Assistant Secretary of Education for Postsecondary Education
- In office November 17, 1999 – 2001
- President: Bill Clinton
- Preceded by: David Longanecker
- Succeeded by: Sally L. Stroup

26th President of Dickinson College
- In office 1987 – June 30, 1999
- Preceded by: Samuel A. Banks
- Succeeded by: William Durden

Postal Rate Commission

Chairman & Commissioner
- In office July 31, 1979 – August 31, 1981
- President: Jimmy Carter
- Preceded by: Kieran O'Doherty
- Succeeded by: Henry R. Folsom

Personal details
- Born: May 5, 1937 (age 87) Schenectady, New York
- Spouse(s): Aliceann Wohlbruck ​ ​(m. 1961; div. 1976)​ Susan Torrence ​(m. 1977)​^{[citation needed]}
- Children: 3
- Alma mater: Union College (BS) Syracuse University (MPA, PhD)

= A. Lee Fritschler =

American academic administrator (born 1937)
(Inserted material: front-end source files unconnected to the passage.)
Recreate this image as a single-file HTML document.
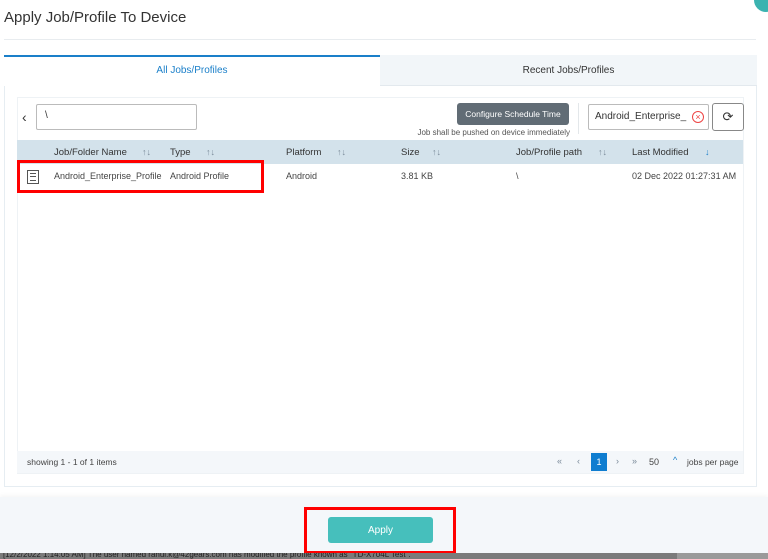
<!DOCTYPE html>
<html><head><style>
*{box-sizing:border-box;margin:0;padding:0}
body{width:768px;height:559px;overflow:hidden;background:#fff;font-family:"Liberation Sans",sans-serif;position:relative;color:#333}
.a{position:absolute}
.t{font-size:9px;color:#444;white-space:nowrap}
.h{font-size:9.5px;color:#333;white-space:nowrap}
.s{color:#7a8a99;font-size:9px}
</style></head><body>
<div class="a" style="left:754px;top:-12px;width:24px;height:24px;border-radius:50%;background:#3bb3b0"></div>
<div class="a" style="left:4px;top:9px;font-size:15px;color:#333">Apply Job/Profile To Device</div>
<div class="a" style="left:4px;top:39px;width:752px;height:1px;background:#e8ecef"></div>
<div class="a" style="left:4px;top:55px;width:753px;height:432px;border:1px solid #e6edf2"></div>
<div class="a" style="left:4px;top:55px;width:376px;height:31px;border-top:2px solid #1a7fc9;background:#fff"></div>
<div class="a" style="left:380px;top:55px;width:377px;height:31px;background:#f2f6f9;border-bottom:1px solid #e3e9ee"></div>
<div class="a" style="left:4px;top:65px;width:376px;text-align:center;font-size:10px;color:#1a7fc9">All Jobs/Profiles</div>
<div class="a" style="left:380px;top:65px;width:377px;text-align:center;font-size:10px;color:#333">Recent Jobs/Profiles</div>
<div class="a" style="left:17px;top:97px;width:727px;height:377px;border:1px solid #eef2f5"></div>
<div class="a" style="left:22px;top:109px;font-size:14px;color:#333">&#8249;</div>
<div class="a" style="left:36px;top:104px;width:161px;height:26px;border:1px solid #bbb;border-radius:2px;font-size:10px;padding:5px 8px">\</div>
<div class="a" style="left:457px;top:103px;width:112px;height:22px;background:#616c75;border-radius:3px;color:#fff;font-size:8.5px;text-align:center;line-height:22px">Configure Schedule Time</div>
<div class="a" style="left:380px;top:128px;width:190px;text-align:right;font-size:8px;color:#555">Job shall be pushed on device immediately</div>
<div class="a" style="left:578px;top:103px;width:1px;height:31px;background:#e3e7ea"></div>
<div class="a" style="left:588px;top:104px;width:121px;height:26px;border:1px solid #bbb;border-radius:2px;font-size:10px;padding:6px 6px;color:#333">Android_Enterprise_</div>
<div class="a" style="left:692px;top:111px;width:12px;height:12px;border:1px solid #e44;border-radius:50%;color:#e44;font-size:9px;line-height:10px;text-align:center;background:#fff">×</div>
<div class="a" style="left:712px;top:103px;width:32px;height:28px;border:1px solid #888;border-radius:3px;text-align:center;line-height:26px;font-size:13px">&#10227;</div>
<div class="a" style="left:17px;top:140px;width:726px;height:24px;background:#d3e2eb"></div>
<div class="a h" style="left:54px;top:147px">Job/Folder Name</div><div class="a s" style="left:142px;top:147px">↑↓</div>
<div class="a h" style="left:170px;top:147px">Type</div><div class="a s" style="left:206px;top:147px">↑↓</div>
<div class="a h" style="left:286px;top:147px">Platform</div><div class="a s" style="left:337px;top:147px">↑↓</div>
<div class="a h" style="left:401px;top:147px">Size</div><div class="a s" style="left:432px;top:147px">↑↓</div>
<div class="a h" style="left:516px;top:147px">Job/Profile path</div><div class="a s" style="left:598px;top:147px">↑↓</div>
<div class="a h" style="left:632px;top:147px">Last Modified</div><div class="a" style="left:705px;top:147px;color:#1a7fc9;font-size:9px">↓</div>
<div class="a" style="left:27px;top:170px;width:12px;height:14px;border:1px solid #555"><div style="margin:2px 2px;border-top:1px solid #555;border-bottom:1px solid #555;height:4px"></div><div style="margin:0 2px;border-bottom:1px solid #555;height:2px"></div></div>
<div class="a t" style="left:54px;top:171px">Android_Enterprise_Profile</div>
<div class="a t" style="left:170px;top:171px">Android Profile</div>
<div class="a t" style="left:286px;top:171px">Android</div>
<div class="a t" style="left:401px;top:171px">3.81 KB</div>
<div class="a t" style="left:516px;top:171px">\</div>
<div class="a t" style="left:632px;top:171px">02 Dec 2022 01:27:31 AM</div>
<div class="a" style="left:17px;top:160px;width:247px;height:33px;border:3px solid #f00"></div>
<div class="a" style="left:17px;top:451px;width:726px;height:22px;background:#f4f7fa"></div>
<div class="a t" style="left:27px;top:457px;font-size:8.5px">showing 1 - 1 of 1 items</div>
<div class="a s" style="left:557px;top:456px">«</div><div class="a s" style="left:577px;top:456px">‹</div>
<div class="a" style="left:591px;top:453px;width:16px;height:18px;background:#0f7dd0;color:#fff;font-size:9px;text-align:center;line-height:18px">1</div>
<div class="a s" style="left:616px;top:456px">›</div><div class="a s" style="left:632px;top:456px">»</div>
<div class="a t" style="left:649px;top:457px;font-size:9px">50</div>
<div class="a" style="left:673px;top:455px;color:#1a7fc9;font-size:9px">^</div>
<div class="a t" style="left:687px;top:457px;font-size:8.5px">jobs per page</div>
<div class="a" style="left:0;top:497px;width:768px;height:57px;background:#f4f7fa;box-shadow:0 -2px 4px rgba(0,0,0,.04)"></div>
<div class="a" style="left:328px;top:517px;width:105px;height:26px;background:#46bfbc;border-radius:3px;color:#fff;font-size:10px;text-align:center;line-height:27px">Apply</div>
<div class="a" style="left:304px;top:507px;width:152px;height:47px;border:3px solid #f00"></div>
<div class="a" style="left:0;top:553px;width:677px;height:6px;background:#7b7b7b;overflow:hidden"><div style="font-size:8px;color:#222;line-height:8px;margin-top:-2px;padding-left:3px;white-space:nowrap">[12/2/2022 1:14:05 AM] The user named rahul.k@42gears.com has modified the profile known as "TD-X704L Test".</div></div>
<div class="a" style="left:677px;top:553px;width:91px;height:6px;background:#9a9a9a"></div>
</body></html>
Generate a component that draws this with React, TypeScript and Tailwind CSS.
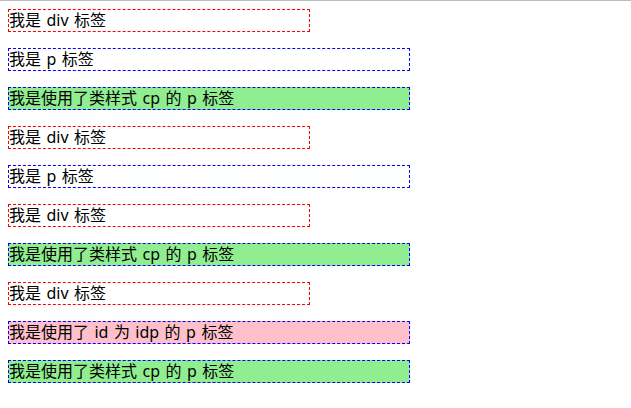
import React from "react";

type Item = { text: string; w: string; border: string; bg: string };

const items: Item[] = [
  { text: "我是 div 标签", w: "w-[302px]", border: "border-[#ff0000]", bg: "bg-white" },
  { text: "我是 p 标签", w: "w-[402px]", border: "border-[#0000ff]", bg: "bg-white" },
  { text: "我是使用了类样式 cp 的 p 标签", w: "w-[402px]", border: "border-[#0000ff]", bg: "bg-[#90ee90]" },
  { text: "我是 div 标签", w: "w-[302px]", border: "border-[#ff0000]", bg: "bg-white" },
  { text: "我是 p 标签", w: "w-[402px]", border: "border-[#0000ff]", bg: "bg-white" },
  { text: "我是 div 标签", w: "w-[302px]", border: "border-[#ff0000]", bg: "bg-white" },
  { text: "我是使用了类样式 cp 的 p 标签", w: "w-[402px]", border: "border-[#0000ff]", bg: "bg-[#90ee90]" },
  { text: "我是 div 标签", w: "w-[302px]", border: "border-[#ff0000]", bg: "bg-white" },
  { text: "我是使用了 id 为 idp 的 p 标签", w: "w-[402px]", border: "border-[#0000ff]", bg: "bg-[#ffc0cb]" },
  { text: "我是使用了类样式 cp 的 p 标签", w: "w-[402px]", border: "border-[#0000ff]", bg: "bg-[#90ee90]" },
];

export default function App() {
  return (
    <div className="w-[631px] h-[408px] bg-white border-t border-[#bdbdbd] overflow-hidden">
      <div
        className="flex flex-col gap-4 px-2 pt-2 text-[16px] leading-[21px] text-black [word-spacing:1.3px]"
        style={{ fontFamily: '"Noto Sans", "Noto Sans CJK SC", sans-serif' }}
      >
        {items.map((it, i) => (
          <div key={i} className={`${it.w} h-[23px] border border-dashed ${it.border} ${it.bg} whitespace-nowrap`}>
            {it.text}
          </div>
        ))}
      </div>
    </div>
  );
}
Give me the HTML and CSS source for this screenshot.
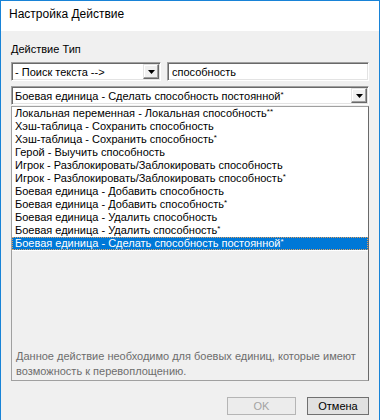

Allen Lee Fritschler (born 1937) is an American higher education administrator who has held a wide range of positions throughout his career. He served as the President of Dickinson College, Assistant Secretary of Education for Postsecondary Education under President Clinton, and head director at the Brookings Institution's Center for Public Policy Education. He is an emeritus professor in the Schar School of Policy and Government at George Mason University

== Early life and education ==
Allen Lee Fritschler was born to of George A. and Jane E. (Green) Fritschler on May 5, 1937, in Schenectady, New York. He graduated from the Union College in 1959 with degrees in economics and political science. He received an MPA in 1960 and a PhD in public administration and political science from Syracuse University's Maxwell School of Citizenship and Public Affairs in 1965.

== Career ==
Fritschler began his career in 1964 as an assistant professor at American University in Washington, D.C. where he held several positions, including director of the public administration program, dean of the School of Governmental and Public Administration, and dean of the College of Public and International Affairs.

After publishing a book on the politics of regulation and the Federal Trade Commission's cigarette-labelling controversy,
Fritschler was appointed as the chairman of the Postal Rate Commission by President Jimmy Carter, where he served from July 1979 to 1981.

After that, he was vice president and director of the Center for Public Policy Education at the Brookings Institution from September 1981 to 1987.

In 1999, Fritschler was nominated by President Bill Clinton as Assistant Secretary of Education for Postsecondary Education in the U.S. Department of Education. He was confirmed to the position and served from November 17, 1999, to 2001. As Assistant Secretary for Higher Education, the individual in question was responsible for determining the direction of policy for post-secondary education and overseeing the implementation of various programs administered by the department. These programs include, but are not limited to, financial aid for students, the Fulbright Program, graduate programs, support for Historically Black Colleges and Universities, and initiatives such as GEAR UP and TRIO which aim to increase access to higher education for underrepresented groups.

He spent 2002–2003 at the Brookings Institution as vice-president and director for the Center for Public Policy Education (CPPE).

He has been a professor at George Mason University since 2003. He has authored several books and numerous articles and a member of many boards and professional societies. He has also been a guest lecturer at numerous schools and executive programs.

=== Dickinson College president ===
In 1987, Fritschler was elected as the twenty-sixth president of Dickinson College in Carlisle, Pennsylvania. During his tenure, several campus improvements were made, including the construction of the Waidner addition to the Spahr Library and the Kline Fitness Center. He also helped to found the Annapolis Group, a coalition of 110 liberal arts college presidents working to build support for such schools. However, his tenure was marked by unexpected emergencies, including the sudden death of the college's treasurer and increasing deficits. He retired from Dickinson College on June 30, 1999.

===Awards and honors===
He is also an elected member of the National Council of the American Association of University Professors (AAUP), National Academy of Public Administration (NAPA) president of American Society for Public Administration (1982–83), amongst others.

He received an honorary doctorate from the Dickinson School of Law in 1993.

==Personal life==
Fritschler is married to Susan, a career legislative affairs representative, and the couple has three children.